START
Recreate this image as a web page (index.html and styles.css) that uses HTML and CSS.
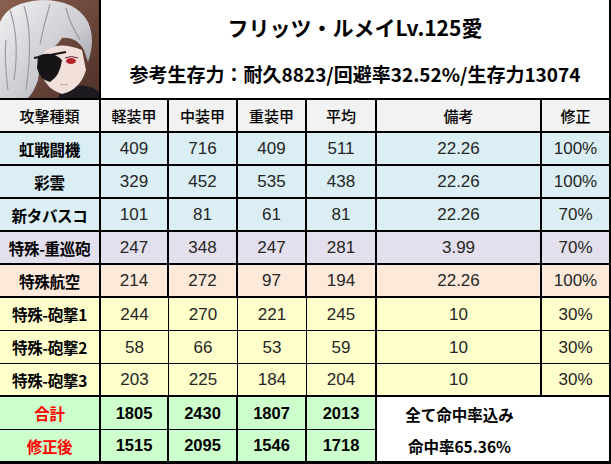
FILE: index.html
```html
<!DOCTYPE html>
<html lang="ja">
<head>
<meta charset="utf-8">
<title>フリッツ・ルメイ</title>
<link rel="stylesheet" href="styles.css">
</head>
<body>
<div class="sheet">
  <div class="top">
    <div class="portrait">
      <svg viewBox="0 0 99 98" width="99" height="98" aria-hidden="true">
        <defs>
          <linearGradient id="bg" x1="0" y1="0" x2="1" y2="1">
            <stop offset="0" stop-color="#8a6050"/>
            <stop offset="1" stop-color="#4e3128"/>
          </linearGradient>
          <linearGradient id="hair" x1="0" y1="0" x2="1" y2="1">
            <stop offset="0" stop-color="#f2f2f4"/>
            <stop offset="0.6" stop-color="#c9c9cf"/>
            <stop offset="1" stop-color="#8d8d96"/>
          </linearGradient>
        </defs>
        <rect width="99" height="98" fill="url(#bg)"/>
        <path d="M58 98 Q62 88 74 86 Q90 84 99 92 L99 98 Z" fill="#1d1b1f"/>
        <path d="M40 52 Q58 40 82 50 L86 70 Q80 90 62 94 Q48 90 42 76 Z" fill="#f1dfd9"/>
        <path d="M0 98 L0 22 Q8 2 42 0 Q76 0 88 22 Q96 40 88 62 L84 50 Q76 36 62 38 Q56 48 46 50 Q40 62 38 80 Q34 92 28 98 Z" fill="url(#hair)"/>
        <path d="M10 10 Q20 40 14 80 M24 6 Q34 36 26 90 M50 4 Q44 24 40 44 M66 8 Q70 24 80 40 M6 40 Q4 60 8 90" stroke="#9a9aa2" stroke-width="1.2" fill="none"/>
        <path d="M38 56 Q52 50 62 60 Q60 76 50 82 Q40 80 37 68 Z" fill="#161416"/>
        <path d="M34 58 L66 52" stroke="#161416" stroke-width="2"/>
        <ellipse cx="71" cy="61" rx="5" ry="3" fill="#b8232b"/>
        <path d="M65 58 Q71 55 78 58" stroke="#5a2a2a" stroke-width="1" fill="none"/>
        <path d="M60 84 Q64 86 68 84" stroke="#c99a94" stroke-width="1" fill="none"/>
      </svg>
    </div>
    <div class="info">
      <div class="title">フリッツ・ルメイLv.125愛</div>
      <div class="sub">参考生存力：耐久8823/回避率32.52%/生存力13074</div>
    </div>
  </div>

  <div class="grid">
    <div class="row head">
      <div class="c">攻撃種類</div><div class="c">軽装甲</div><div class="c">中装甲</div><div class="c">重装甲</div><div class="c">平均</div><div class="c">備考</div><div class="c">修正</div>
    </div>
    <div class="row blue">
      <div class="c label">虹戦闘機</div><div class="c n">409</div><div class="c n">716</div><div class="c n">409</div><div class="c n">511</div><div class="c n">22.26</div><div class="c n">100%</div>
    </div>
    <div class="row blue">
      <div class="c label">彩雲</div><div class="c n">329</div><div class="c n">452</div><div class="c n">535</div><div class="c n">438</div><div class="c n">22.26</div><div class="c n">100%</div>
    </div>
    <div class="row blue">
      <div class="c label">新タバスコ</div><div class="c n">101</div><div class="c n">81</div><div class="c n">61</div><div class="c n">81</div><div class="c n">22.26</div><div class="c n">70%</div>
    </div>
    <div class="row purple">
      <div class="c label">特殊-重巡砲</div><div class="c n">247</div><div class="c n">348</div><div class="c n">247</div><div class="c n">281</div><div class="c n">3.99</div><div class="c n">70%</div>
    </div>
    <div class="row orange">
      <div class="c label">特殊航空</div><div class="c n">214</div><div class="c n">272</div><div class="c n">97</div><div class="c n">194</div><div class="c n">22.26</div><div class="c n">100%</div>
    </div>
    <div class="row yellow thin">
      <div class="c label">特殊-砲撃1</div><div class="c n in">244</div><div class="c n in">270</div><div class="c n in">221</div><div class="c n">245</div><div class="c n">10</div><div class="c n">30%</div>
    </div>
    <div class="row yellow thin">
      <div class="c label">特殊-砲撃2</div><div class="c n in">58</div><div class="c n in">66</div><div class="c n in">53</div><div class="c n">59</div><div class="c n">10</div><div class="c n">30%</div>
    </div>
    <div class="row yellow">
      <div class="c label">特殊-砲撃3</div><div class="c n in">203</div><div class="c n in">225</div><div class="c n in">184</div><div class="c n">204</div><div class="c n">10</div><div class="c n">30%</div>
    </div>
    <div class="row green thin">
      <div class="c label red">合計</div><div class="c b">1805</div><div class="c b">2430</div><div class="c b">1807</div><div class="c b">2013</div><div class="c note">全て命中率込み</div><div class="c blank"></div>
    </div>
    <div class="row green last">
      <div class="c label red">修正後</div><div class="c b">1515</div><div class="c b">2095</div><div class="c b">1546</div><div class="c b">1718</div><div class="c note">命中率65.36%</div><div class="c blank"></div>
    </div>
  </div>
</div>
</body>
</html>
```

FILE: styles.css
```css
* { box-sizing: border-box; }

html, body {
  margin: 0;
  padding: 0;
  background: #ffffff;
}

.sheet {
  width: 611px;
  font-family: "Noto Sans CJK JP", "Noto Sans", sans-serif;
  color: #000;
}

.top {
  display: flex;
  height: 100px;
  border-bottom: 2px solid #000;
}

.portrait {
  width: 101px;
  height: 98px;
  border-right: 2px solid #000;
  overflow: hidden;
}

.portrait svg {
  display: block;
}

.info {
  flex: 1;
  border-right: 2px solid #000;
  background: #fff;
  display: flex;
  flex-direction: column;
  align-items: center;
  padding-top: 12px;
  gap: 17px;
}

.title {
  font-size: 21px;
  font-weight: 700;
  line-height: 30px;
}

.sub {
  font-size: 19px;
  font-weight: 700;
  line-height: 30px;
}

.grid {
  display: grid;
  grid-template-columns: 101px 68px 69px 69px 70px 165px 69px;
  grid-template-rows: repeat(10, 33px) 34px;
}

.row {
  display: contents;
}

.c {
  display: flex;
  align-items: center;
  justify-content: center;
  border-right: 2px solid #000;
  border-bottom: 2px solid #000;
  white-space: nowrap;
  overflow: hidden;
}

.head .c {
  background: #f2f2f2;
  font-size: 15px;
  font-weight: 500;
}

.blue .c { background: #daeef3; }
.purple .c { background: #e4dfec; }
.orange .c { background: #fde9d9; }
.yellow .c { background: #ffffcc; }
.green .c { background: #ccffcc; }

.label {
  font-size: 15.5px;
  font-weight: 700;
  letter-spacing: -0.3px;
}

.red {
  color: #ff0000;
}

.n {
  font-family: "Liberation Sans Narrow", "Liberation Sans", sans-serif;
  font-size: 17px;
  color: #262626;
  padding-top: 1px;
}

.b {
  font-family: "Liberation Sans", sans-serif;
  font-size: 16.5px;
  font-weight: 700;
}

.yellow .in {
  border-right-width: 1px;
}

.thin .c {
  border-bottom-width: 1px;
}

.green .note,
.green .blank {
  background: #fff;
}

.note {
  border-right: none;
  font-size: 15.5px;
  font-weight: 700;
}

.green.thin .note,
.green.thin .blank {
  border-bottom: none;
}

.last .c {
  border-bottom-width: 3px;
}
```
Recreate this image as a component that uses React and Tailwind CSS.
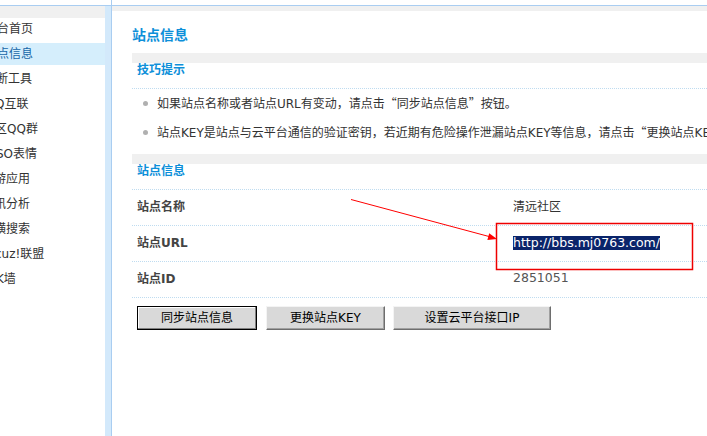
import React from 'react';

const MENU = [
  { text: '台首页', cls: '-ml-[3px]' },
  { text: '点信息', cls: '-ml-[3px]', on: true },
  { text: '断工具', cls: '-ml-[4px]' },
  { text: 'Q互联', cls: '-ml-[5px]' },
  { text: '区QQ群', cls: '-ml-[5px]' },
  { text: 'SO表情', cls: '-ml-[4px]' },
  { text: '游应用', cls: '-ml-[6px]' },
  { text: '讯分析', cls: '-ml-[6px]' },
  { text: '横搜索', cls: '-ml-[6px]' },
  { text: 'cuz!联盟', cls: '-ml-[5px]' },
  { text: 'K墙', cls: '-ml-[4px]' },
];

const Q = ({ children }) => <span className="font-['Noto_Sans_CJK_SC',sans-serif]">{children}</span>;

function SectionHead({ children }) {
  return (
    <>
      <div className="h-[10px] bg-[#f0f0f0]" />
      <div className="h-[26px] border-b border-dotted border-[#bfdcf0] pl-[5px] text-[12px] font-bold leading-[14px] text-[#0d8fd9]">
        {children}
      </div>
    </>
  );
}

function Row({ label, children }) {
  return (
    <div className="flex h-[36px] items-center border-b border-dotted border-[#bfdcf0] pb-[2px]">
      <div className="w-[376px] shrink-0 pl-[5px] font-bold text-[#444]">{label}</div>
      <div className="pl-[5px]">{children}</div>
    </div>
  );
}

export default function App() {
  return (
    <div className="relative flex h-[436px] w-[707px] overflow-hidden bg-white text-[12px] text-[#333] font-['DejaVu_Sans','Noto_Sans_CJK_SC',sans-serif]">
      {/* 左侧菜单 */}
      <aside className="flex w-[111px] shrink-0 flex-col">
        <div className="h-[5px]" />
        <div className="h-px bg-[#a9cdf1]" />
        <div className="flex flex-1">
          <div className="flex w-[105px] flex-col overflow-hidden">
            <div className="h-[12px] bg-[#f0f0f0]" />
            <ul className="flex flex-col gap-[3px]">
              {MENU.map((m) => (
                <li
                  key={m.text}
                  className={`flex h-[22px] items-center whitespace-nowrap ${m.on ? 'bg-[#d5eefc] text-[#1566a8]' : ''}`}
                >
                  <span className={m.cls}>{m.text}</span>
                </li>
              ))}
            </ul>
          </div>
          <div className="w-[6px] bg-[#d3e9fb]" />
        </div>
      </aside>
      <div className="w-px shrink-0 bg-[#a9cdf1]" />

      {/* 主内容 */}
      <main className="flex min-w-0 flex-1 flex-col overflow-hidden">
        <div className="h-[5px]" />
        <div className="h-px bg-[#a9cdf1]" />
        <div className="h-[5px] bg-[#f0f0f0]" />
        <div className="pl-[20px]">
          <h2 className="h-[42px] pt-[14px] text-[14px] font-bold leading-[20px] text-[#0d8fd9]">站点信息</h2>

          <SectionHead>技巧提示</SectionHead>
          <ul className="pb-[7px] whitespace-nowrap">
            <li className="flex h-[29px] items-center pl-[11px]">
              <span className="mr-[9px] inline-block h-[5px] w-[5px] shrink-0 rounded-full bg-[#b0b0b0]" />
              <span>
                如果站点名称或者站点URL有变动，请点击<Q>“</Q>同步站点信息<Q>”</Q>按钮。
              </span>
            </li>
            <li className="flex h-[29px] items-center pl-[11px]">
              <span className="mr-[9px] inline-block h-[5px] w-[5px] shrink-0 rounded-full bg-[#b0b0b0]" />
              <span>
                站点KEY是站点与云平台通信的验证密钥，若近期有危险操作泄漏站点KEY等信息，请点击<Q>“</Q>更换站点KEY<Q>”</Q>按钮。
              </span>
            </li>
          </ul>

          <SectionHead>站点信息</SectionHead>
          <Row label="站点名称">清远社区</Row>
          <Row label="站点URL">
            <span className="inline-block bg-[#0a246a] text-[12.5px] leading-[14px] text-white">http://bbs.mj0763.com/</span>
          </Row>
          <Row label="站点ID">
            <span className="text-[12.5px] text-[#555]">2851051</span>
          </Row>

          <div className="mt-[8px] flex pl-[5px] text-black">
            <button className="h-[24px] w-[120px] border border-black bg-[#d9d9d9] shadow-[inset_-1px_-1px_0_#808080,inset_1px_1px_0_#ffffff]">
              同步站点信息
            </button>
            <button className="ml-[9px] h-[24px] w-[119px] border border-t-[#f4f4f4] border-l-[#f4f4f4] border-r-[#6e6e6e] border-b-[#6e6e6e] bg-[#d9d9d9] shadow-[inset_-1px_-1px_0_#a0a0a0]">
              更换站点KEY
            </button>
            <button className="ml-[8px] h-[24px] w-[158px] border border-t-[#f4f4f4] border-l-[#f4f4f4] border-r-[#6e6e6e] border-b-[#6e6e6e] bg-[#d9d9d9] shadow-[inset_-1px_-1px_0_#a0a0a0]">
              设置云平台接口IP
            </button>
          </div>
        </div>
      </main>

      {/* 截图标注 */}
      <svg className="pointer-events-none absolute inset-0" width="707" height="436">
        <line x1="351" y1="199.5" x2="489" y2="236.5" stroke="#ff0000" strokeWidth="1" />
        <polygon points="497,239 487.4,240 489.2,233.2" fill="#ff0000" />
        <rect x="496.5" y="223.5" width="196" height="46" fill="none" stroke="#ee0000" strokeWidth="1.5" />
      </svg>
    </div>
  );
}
END
* What the exercise asks *
Above are some records; extract exactly the lines from the one containing "Recreate this image as a component" through the one containing "import React from 'react';" and drop the pictures.

* Answer to this task *
Recreate this image as a component that uses React and Tailwind CSS.
import React from 'react';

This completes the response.